## SHORT TASK
Look below for the line with "Convert this screenshot to React, TypeScript" and the line with "import React from"; repeat exactly those two lines and all lines between them, but no pictures.

## GIVEN INFORMATION
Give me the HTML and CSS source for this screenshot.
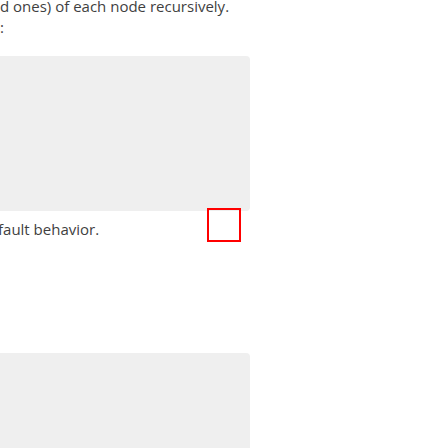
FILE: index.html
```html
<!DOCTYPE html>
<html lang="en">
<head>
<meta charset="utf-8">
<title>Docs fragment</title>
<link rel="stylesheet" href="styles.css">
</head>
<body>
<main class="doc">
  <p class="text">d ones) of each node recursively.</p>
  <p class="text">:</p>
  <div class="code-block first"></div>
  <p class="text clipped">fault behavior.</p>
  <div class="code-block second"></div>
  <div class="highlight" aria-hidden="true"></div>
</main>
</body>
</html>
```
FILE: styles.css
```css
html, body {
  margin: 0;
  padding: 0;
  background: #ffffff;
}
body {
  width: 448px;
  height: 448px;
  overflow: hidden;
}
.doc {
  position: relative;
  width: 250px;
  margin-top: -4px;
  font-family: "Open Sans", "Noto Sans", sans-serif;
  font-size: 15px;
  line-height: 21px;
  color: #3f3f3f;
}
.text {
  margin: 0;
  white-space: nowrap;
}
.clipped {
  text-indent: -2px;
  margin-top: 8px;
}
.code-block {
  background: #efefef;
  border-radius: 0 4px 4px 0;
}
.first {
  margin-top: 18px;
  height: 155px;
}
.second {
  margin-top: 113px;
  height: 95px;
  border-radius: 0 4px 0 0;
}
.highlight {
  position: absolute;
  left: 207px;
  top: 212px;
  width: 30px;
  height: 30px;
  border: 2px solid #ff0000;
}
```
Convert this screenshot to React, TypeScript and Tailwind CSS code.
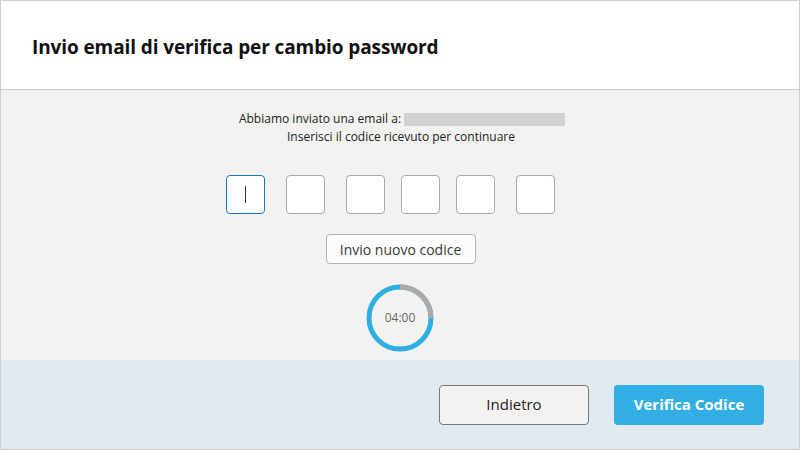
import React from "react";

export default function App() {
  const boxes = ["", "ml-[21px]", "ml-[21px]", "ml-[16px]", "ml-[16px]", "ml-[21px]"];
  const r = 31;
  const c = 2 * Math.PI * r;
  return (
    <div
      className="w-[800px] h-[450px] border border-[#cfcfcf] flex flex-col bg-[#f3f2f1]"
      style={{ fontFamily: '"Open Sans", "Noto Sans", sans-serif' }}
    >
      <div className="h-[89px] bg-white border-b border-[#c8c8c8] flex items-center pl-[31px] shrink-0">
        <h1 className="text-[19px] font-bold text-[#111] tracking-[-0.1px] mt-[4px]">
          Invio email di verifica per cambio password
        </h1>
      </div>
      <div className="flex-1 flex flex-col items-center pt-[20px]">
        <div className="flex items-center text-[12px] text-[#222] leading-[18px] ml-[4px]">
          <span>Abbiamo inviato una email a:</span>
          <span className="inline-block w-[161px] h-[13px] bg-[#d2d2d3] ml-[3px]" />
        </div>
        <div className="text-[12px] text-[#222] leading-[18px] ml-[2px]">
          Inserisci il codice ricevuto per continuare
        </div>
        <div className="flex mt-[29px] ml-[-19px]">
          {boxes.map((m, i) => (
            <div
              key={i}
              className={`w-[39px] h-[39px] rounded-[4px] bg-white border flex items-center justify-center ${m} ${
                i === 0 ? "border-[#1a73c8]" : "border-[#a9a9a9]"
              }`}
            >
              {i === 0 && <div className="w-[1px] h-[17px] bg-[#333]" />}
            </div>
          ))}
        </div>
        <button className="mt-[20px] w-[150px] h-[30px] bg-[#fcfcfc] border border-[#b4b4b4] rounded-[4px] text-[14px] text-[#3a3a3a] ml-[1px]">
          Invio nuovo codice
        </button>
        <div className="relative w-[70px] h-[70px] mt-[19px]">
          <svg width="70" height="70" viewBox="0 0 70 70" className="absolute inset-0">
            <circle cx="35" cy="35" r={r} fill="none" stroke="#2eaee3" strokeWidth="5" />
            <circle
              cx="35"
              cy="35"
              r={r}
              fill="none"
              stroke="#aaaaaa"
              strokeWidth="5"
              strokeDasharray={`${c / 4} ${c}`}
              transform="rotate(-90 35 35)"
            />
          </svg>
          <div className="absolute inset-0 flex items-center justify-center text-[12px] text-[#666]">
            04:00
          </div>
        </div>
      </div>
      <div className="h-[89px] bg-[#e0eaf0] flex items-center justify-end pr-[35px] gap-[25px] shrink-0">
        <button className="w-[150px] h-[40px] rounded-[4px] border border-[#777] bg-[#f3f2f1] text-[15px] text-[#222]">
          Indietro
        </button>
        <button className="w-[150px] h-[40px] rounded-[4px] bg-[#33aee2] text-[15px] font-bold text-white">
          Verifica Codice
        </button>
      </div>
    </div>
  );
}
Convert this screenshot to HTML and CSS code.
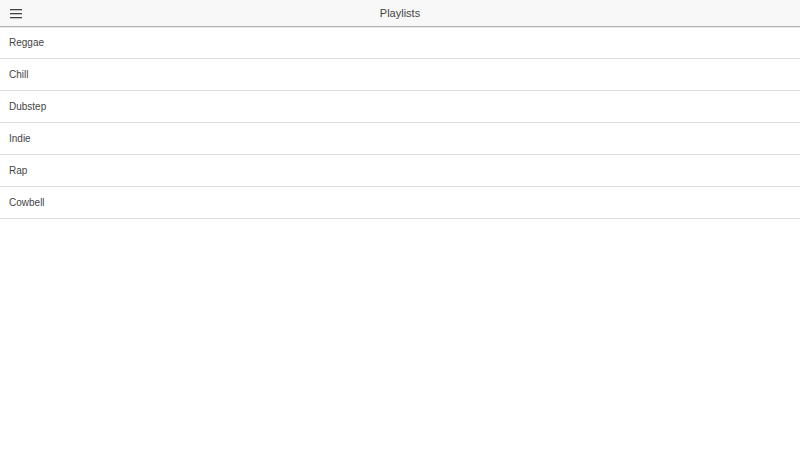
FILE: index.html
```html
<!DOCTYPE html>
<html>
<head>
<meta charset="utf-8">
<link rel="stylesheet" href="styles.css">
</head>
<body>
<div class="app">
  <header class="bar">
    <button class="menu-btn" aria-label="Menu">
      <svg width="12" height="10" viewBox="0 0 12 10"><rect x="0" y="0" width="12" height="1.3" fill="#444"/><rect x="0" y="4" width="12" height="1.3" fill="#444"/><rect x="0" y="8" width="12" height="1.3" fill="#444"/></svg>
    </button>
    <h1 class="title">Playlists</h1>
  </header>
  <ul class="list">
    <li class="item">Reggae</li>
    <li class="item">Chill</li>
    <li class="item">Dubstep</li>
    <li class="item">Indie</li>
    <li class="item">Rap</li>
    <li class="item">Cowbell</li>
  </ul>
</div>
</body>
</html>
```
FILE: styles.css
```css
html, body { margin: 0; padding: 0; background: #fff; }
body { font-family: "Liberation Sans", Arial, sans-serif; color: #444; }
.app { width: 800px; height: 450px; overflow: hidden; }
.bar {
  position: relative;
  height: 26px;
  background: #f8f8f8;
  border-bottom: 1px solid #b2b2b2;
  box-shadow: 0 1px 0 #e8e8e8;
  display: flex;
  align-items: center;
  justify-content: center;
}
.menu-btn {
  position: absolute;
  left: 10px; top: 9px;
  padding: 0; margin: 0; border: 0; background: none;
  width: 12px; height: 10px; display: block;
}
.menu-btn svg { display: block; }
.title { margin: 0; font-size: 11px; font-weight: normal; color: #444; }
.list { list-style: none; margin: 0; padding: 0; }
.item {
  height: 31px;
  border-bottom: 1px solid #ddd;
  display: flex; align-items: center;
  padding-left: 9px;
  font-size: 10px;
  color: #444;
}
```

## OUTPUT BELOW
Convert this screenshot to React, TypeScript and Tailwind CSS code.
import React from "react";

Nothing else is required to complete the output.